Benjamin parted ways with her first husband in 1983, and married fellow far-left activist Kevin Danaher in 1988 after she traveled to Washington, D.C. in the mid-1980s.[11]
Career
Before traveling to Washington D.C., in the mid-1980s, Benjamin worked as a Project Coordinator for Food First, also known as the Institute for Food and Development Policy, in San Francisco. Food First allegedly sent aid to the Marxist-Leninist[12] Sandinista National Liberation Front that ruled Nicaragua at the time.[13]
In her book “I, Senator,” Benjamin claimed she “fought Ronald Reagan’s illegal and immoral war against the Sandinistas in Nicaragua.”[14] When questioned on her anti-American views by a reporter in 2001, Benjamin said: “There’s no one who will talk about how the other side is good.”[15]
Political Activities
Benjamin was one of the organizers of the 1999 anti-globalization protests in Seattle.[16] The protests turned violent when activists set fires and smashed windows in a bid to shut down a conference of the World Trade Organization.[17] Benjamin, who represented the Green Party, ran for Senate in 2000, although she was unsuccessful.[18]

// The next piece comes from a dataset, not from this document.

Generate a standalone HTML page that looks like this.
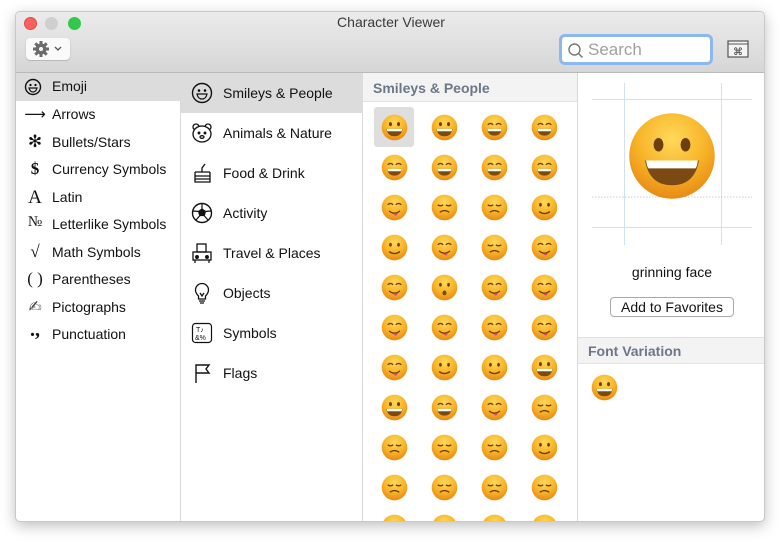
<!DOCTYPE html>
<html><head><meta charset="utf-8"><style>
*{box-sizing:border-box;margin:0;padding:0}
body{width:780px;height:543px;background:#fff;font-family:"Liberation Sans",sans-serif;position:relative;overflow:hidden}
.win{position:absolute;left:15px;top:11px;width:750px;height:511px;border:1px solid #c8c8c8;border-radius:5px;overflow:hidden;box-shadow:0 4px 14px rgba(0,0,0,.25);background:#fff}
.tb{position:absolute;left:0;top:0;width:750px;height:61px;background:linear-gradient(#ebebeb,#d6d6d6);border-bottom:1px solid #b9b9b9}
.dot{position:absolute;top:5px;width:13px;height:13px;border-radius:50%}
.title{position:absolute;top:2px;left:0;width:750px;text-align:center;font-size:14px;color:#3a3a3a}
.gear{position:absolute;left:10px;top:26px;width:44px;height:22px;background:#fafafa;border-radius:4px;box-shadow:0 0.5px 1px rgba(0,0,0,.3)}
.search{position:absolute;left:543px;top:22px;width:154px;height:31px;border:3px solid #8bb8ef;border-radius:6px;background:#fff;font-size:17px;color:#a0a0a0}
.c1{position:absolute;left:0;top:61px;width:165px;height:450px;border-right:1px solid #d8d8d8}
.c2{position:absolute;left:165px;top:61px;width:182px;height:450px;border-right:1px solid #d8d8d8}
.c3{position:absolute;left:347px;top:61px;width:215px;height:450px;border-right:1px solid #d8d8d8}
.c4{position:absolute;left:562px;top:61px;width:188px;height:450px}
.r1{position:absolute;left:0;width:165px;height:27px;font-size:14px;color:#111}
.r1 .i{position:absolute;left:8px;top:3px;width:22px;text-align:center;font-family:"Liberation Serif",serif;font-size:17px}
.r1 .t{position:absolute;left:36px;top:5px}
.r2{position:absolute;left:0;width:182px;height:40px;font-size:14px;color:#111}
.r2 .t{position:absolute;left:42px;top:12px}
.r2 svg{position:absolute;left:10px;top:9px}
.hd{height:29px;background:#f3f3f3;border-bottom:1px solid #e2e2e2;font-weight:bold;font-size:14px;color:#6c7787;padding:7px 0 0 10px}
.e{position:absolute}
</style></head><body>
<div class="win">
<div class="tb">
<div class="dot" style="left:8px;background:#fc605c;border:0.5px solid #de4a45"></div>
<div class="dot" style="left:29px;background:#cfcfcf"></div>
<div class="dot" style="left:52px;background:#34c84a"></div>
<div class="title">Character Viewer</div>
<div class="gear"><svg width="44" height="22"><g transform="translate(15,11)" fill="#6b6b6b"><circle r="5.5"/><g stroke="#6b6b6b" stroke-width="3"><line x1="0" y1="-8" x2="0" y2="8"/><line x1="-8" y1="0" x2="8" y2="0"/><line x1="-5.7" y1="-5.7" x2="5.7" y2="5.7"/><line x1="-5.7" y1="5.7" x2="5.7" y2="-5.7"/></g><circle r="2" fill="#fafafa"/></g><path d="M29 9l3 3 3-3" stroke="#555" fill="none" stroke-width="1.3"/></svg></div>
<div class="search"><svg width="20" height="20" style="position:absolute;left:5px;top:5px"><circle cx="7.5" cy="7.5" r="5.5" stroke="#777" stroke-width="1.4" fill="none"/><line x1="11.5" y1="11.5" x2="15.5" y2="15.5" stroke="#777" stroke-width="1.5"/></svg><span style="position:absolute;left:26px;top:3px">Search</span></div>
<svg width="22" height="18" style="position:absolute;left:711px;top:28px"><rect x="1" y="1" width="20" height="16" fill="#f4f4f4" stroke="#555" stroke-width="1.2"/><line x1="1" y1="4" x2="21" y2="4" stroke="#555"/><text x="11" y="15" font-size="10" text-anchor="middle" fill="#333" font-family="DejaVu Sans">⌘</text></svg>
</div>
<div class="c1">
<div class="r1" style="top:0;background:#dcdcdc;height:28px"><svg style="position:absolute;left:8px;top:5px" width="18" height="18"><circle cx="9" cy="9" r="7.5" stroke="#111" stroke-width="1.4" fill="none"/><circle cx="6.5" cy="7" r="1.1"/><circle cx="11.5" cy="7" r="1.1"/><path d="M5 10h8q-1 4-4 4t-4-4z" fill="none" stroke="#111" stroke-width="1.2"/></svg><span class="t">Emoji</span></div>
<div class="r1" style="top:28px"><span class="i" style="font-family:'DejaVu Sans';font-size:15px;top:4px">⟶</span><span class="t">Arrows</span></div>
<div class="r1" style="top:55.5px"><span class="i" style="font-family:'DejaVu Sans'">✻</span><span class="t">Bullets/Stars</span></div>
<div class="r1" style="top:83px"><span class="i" style="font-weight:bold">$</span><span class="t">Currency Symbols</span></div>
<div class="r1" style="top:110.5px"><span class="i" style="font-size:19px">A</span><span class="t">Latin</span></div>
<div class="r1" style="top:138px"><span class="i" style="font-size:15px">№</span><span class="t">Letterlike Symbols</span></div>
<div class="r1" style="top:165.5px"><span class="i">√</span><span class="t">Math Symbols</span></div>
<div class="r1" style="top:193px"><span class="i">( )</span><span class="t">Parentheses</span></div>
<div class="r1" style="top:220.5px"><span class="i" style="font-family:'DejaVu Sans';font-size:16px;color:#444">✍</span><span class="t">Pictographs</span></div>
<div class="r1" style="top:248px"><span class="i" style="font-weight:bold;font-size:20px;top:-2px">.,</span><span class="t">Punctuation</span></div>
</div>
<div class="c2">
<div class="r2" style="top:0;background:#dcdcdc"><svg width="22" height="22"><circle cx="11" cy="11" r="9.5" stroke="#111" stroke-width="1.4" fill="none"/><circle cx="8" cy="8.5" r="1.3"/><circle cx="14" cy="8.5" r="1.3"/><path d="M6 12h10q-1 5-5 5t-5-5z" fill="none" stroke="#111" stroke-width="1.2"/></svg><span class="t">Smileys &amp; People</span></div>
<div class="r2" style="top:40px"><svg width="22" height="22" fill="none" stroke="#111" stroke-width="1.3"><circle cx="5" cy="5" r="3"/><circle cx="17" cy="5" r="3"/><ellipse cx="11" cy="12" rx="9" ry="8" fill="#fff"/><circle cx="8" cy="11" r=".8" fill="#111"/><circle cx="14" cy="11" r=".8" fill="#111"/><ellipse cx="11" cy="15" rx="2" ry="1.3"/></svg><span class="t">Animals &amp; Nature</span></div>
<div class="r2" style="top:80px"><svg width="22" height="22" fill="none" stroke="#111" stroke-width="1.3"><path d="M4 10h15M4 10v10h15v-10M4 14h15M4 17h15M11 10v-4l3-4"/></svg><span class="t">Food &amp; Drink</span></div>
<div class="r2" style="top:120px"><svg width="22" height="22"><circle cx="11" cy="11" r="9.5" stroke="#111" stroke-width="1.4" fill="none"/><path d="M11 7l3.5 2.5-1.3 4h-4.4l-1.3-4z M11 2v5M2 9l6 .5M20 9l-6 .5M5 18l4-4.5M17 18l-4-4.5" fill="#111" stroke="#111" stroke-width="1.2"/></svg><span class="t">Activity</span></div>
<div class="r2" style="top:160px"><svg width="22" height="22" fill="none" stroke="#111" stroke-width="1.3"><rect x="6" y="2" width="9" height="8"/><rect x="2" y="10" width="18" height="8"/><circle cx="6" cy="15" r="1.3" fill="#111"/><circle cx="16" cy="15" r="1.3" fill="#111"/><path d="M4 18v3M18 18v3"/></svg><span class="t">Travel &amp; Places</span></div>
<div class="r2" style="top:200px"><svg width="22" height="22" fill="none" stroke="#111" stroke-width="1.3"><path d="M7.5 14q-3-3-3-6a6.5 6.5 0 0 1 13 0q0 3-3 6v3h-7z M8 19h6M9 21h4M9 11l2 3 2-3"/></svg><span class="t">Objects</span></div>
<div class="r2" style="top:240px"><svg width="22" height="22" fill="none" stroke="#111" stroke-width="1.2"><rect x="1.5" y="1.5" width="19" height="19" rx="3"/><text x="5" y="10" font-size="7" fill="#111" stroke="none">T♪</text><text x="4" y="18" font-size="7" fill="#111" stroke="none">&amp;%</text></svg><span class="t">Symbols</span></div>
<div class="r2" style="top:280px"><svg width="22" height="22" fill="none" stroke="#111" stroke-width="1.4"><path d="M5 21V3h13l-3 4 3 4H5"/></svg><span class="t">Flags</span></div>
</div>
<div class="c3"><div class="hd">Smileys &amp; People</div>
<div style="position:absolute;left:11px;top:34px;width:40px;height:40px;background:#dedede;border-radius:3px"></div>
<div id="grid"></div>
</div>
<div class="c4">
<svg width="188" height="180" style="position:absolute;left:0;top:0">
<g stroke="#cfe0f7" stroke-width="1"><line x1="46.5" y1="10" x2="46.5" y2="172"/><line x1="143.5" y1="10" x2="143.5" y2="172"/><line x1="14" y1="26.5" x2="174" y2="26.5"/><line x1="14" y1="154.5" x2="174" y2="154.5"/></g>
<line x1="14" y1="124" x2="174" y2="124" stroke="#ccc" stroke-dasharray="1.5 1.5"/>
</svg>
<div id="big" style="position:absolute;left:49px;top:38px"></div>
<div style="position:absolute;top:191px;width:188px;text-align:center;font-size:14px;color:#111">grinning face</div>
<div style="position:absolute;left:32px;top:224px;width:124px;height:20px;border:1px solid #a9a9a9;border-radius:4px;background:#fff;font-size:14px;text-align:center;line-height:18px;color:#111">Add to Favorites</div>
<div style="position:absolute;top:264px;left:0;width:188px;border-top:1px solid #e0e0e0"><div class="hd" style="height:26px;padding-top:5px">Font Variation</div></div>
<div id="fv" style="position:absolute;left:13px;top:301px"></div>
</div>
</div>
<script>
function face(d,v){v=v||0;var s='<svg width="'+d+'" height="'+d+'" viewBox="0 0 40 40"><defs><radialGradient id="g'+d+v+'" cx="50%" cy="30%" r="70%"><stop offset="0" stop-color="#ffd95a"/><stop offset=".55" stop-color="#f8b62a"/><stop offset="1" stop-color="#e88a14"/></radialGradient></defs><circle cx="20" cy="20" r="19" fill="url(#g'+d+v+')"/>';
var m=v%6;
if(m==0){s+='<ellipse cx="14" cy="15" rx="2.2" ry="3" fill="#6b3f10"/><ellipse cx="26" cy="15" rx="2.2" ry="3" fill="#6b3f10"/><path d="M8 22h24q-2 11-12 11t-12-11z" fill="#7a4a12"/><path d="M8.5 22h23q-.3 2.5-1 3.5h-21q-.7-1-1-3.5z" fill="#fff"/>';}
else if(m==1){s+='<path d="M10 16q4-4 8 0M22 16q4-4 8 0" stroke="#6b3f10" stroke-width="2" fill="none"/><path d="M9 22h22q-2 10-11 10t-11-10z" fill="#7a4a12"/><path d="M9.5 22h21q-.3 2.5-1 3.5h-19q-.7-1-1-3.5z" fill="#fff"/>';}
else if(m==2){s+='<ellipse cx="14" cy="16" rx="2" ry="2.8" fill="#6b3f10"/><ellipse cx="26" cy="16" rx="2" ry="2.8" fill="#6b3f10"/><path d="M12 26q8 6 16 0" stroke="#6b3f10" stroke-width="2" fill="none"/>';}
else if(m==3){s+='<path d="M10 16q4 3 8 0M22 16q4 3 8 0" stroke="#6b3f10" stroke-width="2" fill="none"/><path d="M13 27q7 -5 14 0" stroke="#6b3f10" stroke-width="2" fill="none"/>';}
else if(m==4){s+='<ellipse cx="14" cy="16" rx="2" ry="2.8" fill="#6b3f10"/><ellipse cx="26" cy="16" rx="2" ry="2.8" fill="#6b3f10"/><ellipse cx="20" cy="28" rx="3" ry="3.5" fill="#7a4a12"/>';}
else{s+='<path d="M10 16q4-4 8 0M22 16q4-4 8 0" stroke="#6b3f10" stroke-width="2" fill="none"/><path d="M12 25q8 7 16 0" stroke="#6b3f10" stroke-width="2" fill="none"/><path d="M18 29q4 6 7 0z" fill="#e0506a"/>';}
return s+'</svg>';}
var pat=[0,0,1,1, 1,1,1,1, 5,3,3,2, 2,5,3,5, 5,4,5,5, 5,5,5,5, 5,2,2,0, 0,1,5,3, 3,3,3,2, 3,3,3,3, 1,1,1,1];
var h='';for(var r=0;r<11;r++)for(var c=0;c<4;c++){var x=18+c*50,y=41+r*40;h+='<div class="e" style="left:'+x+'px;top:'+y+'px">'+face(27,pat[r*4+c]||0)+'</div>';}
document.getElementById('grid').innerHTML=h;
document.getElementById('big').innerHTML=face(90,0);
document.getElementById('fv').innerHTML=face(27,0);
</script>
</body></html>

In the last weeks of 2004, Benjamin, along with her fellow CODEPINK co-founders and other activists, traveled to Jordan to provide the humanitarian aid to refugees of the Iraq War.[19] After returning home, Benjamin stated: “I don’t know of any other case in history in which the parents of fallen soldiers collected medicine…for the families of the ‘other side.’”[20]
Alongside her CODEPINK co-founder Jodie Evans, Benjamin visited Iran in 2008 to meet with Iranian president Mahmoud Ahmadinejad. When asked what she wanted from the visit, Benjamin wrote: “We hope the Obama administration will begin direct talks with Iran – without preconditions. On this visit to Iran, we are modeling the policy we would like to see.”[21]
While leading a delegation to Gaza in 2009, Benjamin received a letter from the U.S.-designated Foreign Terrorist Organization Hamas. The letter, which Hamas addressed to President Barack Obama, called for a meeting between him and the terrorist group. Hamas stated it was “prepared to engage all parties on the basis of mutual respect and without preconditions.”[22]
During the 2016 presidential election, Benjamin praised then-candidate Donald Trump after he denounced the Iraq War during a television debate. “I watched the debate last night and LOVED IT,” she said.[23]
Organization Involvements
In 1988, Benjamin co-founded the anti-war, anti-capitalist organization Global Exchange with her husband.[24]
Along with Jodie Evans and Diane Wilson in 2002, Benjamin co-founded CODEPINK, a far-left 501(c)(3) organization created to oppose the 2003 Iraq War. CODEPINK also focuses on “social justice” by using “feminist principals [sic].”[25]
During the reconstruction of war-torn Iraq in 2004, Benjamin’s CODEPINK, along with Global Exchange and United For Peace and Justice, established Iraq Occupation Watch (IOW).[26]
IOW’s original mission statement claimed the organization was formed to serve as a “watchdog regarding the military occupation and U.S.-appointed government,” however; IOW began to promote hostile sentiment toward U.S. troops stationed in Iraq.[27]
Benjamin claimed the change in IOW’s mission occurred after she left Iraq to return to the United States on July 14, 2004. Before her return, Benjamin had previously expressed the need to create distrust towards U.S. troops in local communities. She wrote in April 2003: “let’s start a ‘Bring All the Troops Home’ campaign to stop the expansion of U.S. bases and start dismantling some of the hundreds of existing bases overseas,” and called for Code Pink supporters to “channel the bursting anti-American sentiment overseas.”[28]
Benjamin also serves on the advisory board of Progressive Democrats of America[29] and Healthcare Now.[30]